Open annotations are served from a third party annotation server and mapped to the text of digital articles on a publisher’s web site. Displaying annotations requires client software, and the most widely used such software is provided by Hypothesis. The annotation service is easily enabled on a journal web page via a Hypothesis bookmarklet, a Hypothesis Chrome add-on (which requires no action or participation by journal publishers), or an enabled button on the page. When annotation is enabled, annotated passages in an article are highlighted and annotations are immediately available to anyone viewing the page.

Open annotation thus effectively mobilizes the comparative advantage of article publishers; technology firms that build annotation platforms; and domain repositories that curate, preserve, protect, and distribute FAIR data and materials in the form of open annotations.

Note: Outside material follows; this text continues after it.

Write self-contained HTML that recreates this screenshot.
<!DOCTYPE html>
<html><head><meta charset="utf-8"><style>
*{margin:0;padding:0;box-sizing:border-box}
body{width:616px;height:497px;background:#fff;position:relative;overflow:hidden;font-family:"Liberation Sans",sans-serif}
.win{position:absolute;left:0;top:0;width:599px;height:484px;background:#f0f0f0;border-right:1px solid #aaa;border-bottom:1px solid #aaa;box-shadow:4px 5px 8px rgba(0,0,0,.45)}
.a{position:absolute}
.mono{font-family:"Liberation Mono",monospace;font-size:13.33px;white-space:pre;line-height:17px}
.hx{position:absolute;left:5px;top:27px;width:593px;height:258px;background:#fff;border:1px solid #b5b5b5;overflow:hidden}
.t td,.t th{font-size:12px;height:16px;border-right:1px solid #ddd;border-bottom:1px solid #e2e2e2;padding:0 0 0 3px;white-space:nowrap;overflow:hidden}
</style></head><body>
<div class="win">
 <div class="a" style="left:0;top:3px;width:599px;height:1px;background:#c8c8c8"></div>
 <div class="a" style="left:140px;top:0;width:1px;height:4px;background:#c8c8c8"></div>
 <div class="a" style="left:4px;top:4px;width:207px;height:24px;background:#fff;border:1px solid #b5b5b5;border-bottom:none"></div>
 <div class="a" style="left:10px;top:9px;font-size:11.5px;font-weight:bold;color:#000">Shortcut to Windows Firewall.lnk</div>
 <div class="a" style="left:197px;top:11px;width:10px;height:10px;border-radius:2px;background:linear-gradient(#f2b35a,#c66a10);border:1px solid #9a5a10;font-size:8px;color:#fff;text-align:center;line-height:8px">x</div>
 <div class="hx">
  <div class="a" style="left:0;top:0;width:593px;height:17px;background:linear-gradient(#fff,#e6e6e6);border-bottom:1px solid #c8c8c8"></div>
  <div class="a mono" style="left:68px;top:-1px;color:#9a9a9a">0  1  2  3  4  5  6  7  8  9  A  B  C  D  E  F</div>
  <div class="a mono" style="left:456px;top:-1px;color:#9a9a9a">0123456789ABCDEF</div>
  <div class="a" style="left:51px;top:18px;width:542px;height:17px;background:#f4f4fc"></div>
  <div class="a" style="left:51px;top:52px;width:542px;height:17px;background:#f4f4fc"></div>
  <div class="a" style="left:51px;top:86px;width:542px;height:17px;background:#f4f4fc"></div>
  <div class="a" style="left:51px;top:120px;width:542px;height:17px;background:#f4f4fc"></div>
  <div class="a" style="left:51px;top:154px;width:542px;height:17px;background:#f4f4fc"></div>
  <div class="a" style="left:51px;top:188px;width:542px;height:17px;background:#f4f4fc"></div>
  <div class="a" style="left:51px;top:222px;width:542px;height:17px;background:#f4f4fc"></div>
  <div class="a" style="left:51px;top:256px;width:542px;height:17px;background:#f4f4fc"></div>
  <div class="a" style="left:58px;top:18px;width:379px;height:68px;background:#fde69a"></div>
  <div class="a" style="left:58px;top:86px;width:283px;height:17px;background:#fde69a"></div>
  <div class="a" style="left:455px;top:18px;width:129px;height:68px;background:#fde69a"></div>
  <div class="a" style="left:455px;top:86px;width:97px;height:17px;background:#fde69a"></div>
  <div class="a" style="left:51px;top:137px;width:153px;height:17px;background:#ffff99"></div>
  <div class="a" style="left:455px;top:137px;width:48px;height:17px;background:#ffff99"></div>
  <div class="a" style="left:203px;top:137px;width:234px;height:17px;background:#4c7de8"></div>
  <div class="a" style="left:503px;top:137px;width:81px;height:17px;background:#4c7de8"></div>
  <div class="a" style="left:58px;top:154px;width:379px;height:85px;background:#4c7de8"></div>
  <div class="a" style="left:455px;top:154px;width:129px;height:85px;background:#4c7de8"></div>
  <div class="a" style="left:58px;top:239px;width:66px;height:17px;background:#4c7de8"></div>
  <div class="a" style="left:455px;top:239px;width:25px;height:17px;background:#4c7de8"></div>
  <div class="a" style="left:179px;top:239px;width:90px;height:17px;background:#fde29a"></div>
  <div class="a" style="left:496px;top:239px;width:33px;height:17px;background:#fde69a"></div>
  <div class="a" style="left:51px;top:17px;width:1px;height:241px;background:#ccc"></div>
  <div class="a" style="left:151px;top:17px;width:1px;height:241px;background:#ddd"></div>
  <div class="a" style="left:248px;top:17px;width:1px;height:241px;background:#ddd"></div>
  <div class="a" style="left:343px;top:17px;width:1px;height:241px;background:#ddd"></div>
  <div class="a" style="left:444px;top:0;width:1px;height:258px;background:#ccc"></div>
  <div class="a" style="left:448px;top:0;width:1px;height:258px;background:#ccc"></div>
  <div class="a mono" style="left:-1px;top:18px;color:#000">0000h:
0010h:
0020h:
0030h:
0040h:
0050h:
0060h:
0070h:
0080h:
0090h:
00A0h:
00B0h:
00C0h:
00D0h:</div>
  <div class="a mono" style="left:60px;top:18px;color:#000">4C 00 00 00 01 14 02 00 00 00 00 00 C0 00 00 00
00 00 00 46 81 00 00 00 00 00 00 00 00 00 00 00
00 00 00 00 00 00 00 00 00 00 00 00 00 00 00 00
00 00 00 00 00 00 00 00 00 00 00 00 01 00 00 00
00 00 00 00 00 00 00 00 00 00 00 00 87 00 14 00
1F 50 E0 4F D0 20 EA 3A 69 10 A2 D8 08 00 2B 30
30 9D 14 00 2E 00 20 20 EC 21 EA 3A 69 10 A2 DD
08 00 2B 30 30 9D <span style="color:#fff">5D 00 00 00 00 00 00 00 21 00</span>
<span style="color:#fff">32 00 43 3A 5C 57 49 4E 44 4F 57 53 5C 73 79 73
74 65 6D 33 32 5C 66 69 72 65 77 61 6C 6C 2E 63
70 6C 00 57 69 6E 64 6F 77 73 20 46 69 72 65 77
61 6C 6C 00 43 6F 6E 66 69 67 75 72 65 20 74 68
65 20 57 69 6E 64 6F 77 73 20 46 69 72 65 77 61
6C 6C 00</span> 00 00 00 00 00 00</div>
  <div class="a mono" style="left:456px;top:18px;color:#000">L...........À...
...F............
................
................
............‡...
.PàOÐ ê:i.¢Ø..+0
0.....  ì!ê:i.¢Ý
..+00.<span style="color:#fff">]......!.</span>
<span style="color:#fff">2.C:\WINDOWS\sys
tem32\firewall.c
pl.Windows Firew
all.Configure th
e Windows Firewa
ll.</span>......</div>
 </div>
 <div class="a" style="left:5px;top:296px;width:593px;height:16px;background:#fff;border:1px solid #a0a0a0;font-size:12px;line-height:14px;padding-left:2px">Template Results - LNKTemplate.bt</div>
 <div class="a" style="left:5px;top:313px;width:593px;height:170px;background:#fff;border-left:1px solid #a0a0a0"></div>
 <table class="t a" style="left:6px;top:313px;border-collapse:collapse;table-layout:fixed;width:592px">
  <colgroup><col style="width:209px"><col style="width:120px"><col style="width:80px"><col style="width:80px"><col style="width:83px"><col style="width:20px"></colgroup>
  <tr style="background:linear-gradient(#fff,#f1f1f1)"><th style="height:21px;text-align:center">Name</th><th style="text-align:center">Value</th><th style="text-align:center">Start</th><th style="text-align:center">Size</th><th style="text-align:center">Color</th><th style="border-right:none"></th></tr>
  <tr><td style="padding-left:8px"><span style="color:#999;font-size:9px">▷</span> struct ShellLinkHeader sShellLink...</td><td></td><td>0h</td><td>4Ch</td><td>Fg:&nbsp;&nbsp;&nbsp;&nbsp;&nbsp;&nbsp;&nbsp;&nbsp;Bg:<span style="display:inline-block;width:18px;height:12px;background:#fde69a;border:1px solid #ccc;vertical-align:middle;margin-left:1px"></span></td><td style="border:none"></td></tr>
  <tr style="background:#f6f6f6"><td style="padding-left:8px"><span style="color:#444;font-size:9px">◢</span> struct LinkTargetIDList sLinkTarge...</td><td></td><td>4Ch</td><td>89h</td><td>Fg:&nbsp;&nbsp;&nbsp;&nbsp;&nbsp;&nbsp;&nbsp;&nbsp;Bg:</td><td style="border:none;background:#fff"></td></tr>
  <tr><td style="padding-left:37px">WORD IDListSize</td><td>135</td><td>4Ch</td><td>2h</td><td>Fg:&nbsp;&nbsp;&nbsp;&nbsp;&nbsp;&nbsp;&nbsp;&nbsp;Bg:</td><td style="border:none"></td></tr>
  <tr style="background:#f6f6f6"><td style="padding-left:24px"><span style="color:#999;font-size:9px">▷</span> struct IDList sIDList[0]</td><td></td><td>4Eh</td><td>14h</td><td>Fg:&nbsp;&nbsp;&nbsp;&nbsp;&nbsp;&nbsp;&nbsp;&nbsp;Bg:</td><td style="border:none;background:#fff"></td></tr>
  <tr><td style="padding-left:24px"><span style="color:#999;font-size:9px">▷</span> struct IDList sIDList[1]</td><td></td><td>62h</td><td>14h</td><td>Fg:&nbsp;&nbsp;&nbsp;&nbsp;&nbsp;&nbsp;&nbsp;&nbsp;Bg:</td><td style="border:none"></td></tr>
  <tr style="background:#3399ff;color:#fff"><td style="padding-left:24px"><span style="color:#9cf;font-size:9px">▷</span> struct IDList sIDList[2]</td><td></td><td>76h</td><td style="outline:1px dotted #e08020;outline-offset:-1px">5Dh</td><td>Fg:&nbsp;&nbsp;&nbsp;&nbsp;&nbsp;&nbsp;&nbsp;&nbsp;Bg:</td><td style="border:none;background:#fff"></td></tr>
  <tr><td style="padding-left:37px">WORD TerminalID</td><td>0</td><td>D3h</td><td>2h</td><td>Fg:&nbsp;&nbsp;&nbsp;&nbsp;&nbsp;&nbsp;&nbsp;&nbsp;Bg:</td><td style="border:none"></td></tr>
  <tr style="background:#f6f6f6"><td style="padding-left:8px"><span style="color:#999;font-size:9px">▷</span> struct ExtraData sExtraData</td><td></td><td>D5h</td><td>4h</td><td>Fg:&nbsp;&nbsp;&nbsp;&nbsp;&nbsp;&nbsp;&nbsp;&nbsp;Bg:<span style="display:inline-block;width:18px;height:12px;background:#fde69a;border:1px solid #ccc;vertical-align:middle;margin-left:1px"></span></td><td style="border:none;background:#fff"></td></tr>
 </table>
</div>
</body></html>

ATI has the potential to greatly enhance the clarity with which descriptive and causal claims are made in qualitative research; to transform how transparency is achieved; and by empowering replication and reproduction, profoundly impact the way qualitative social science scholarship is evaluated. This new approach to transparency should thus have a direct and significant impact on the credibility and legitimacy of qualitative scholarship and its utility for evidence-based policy.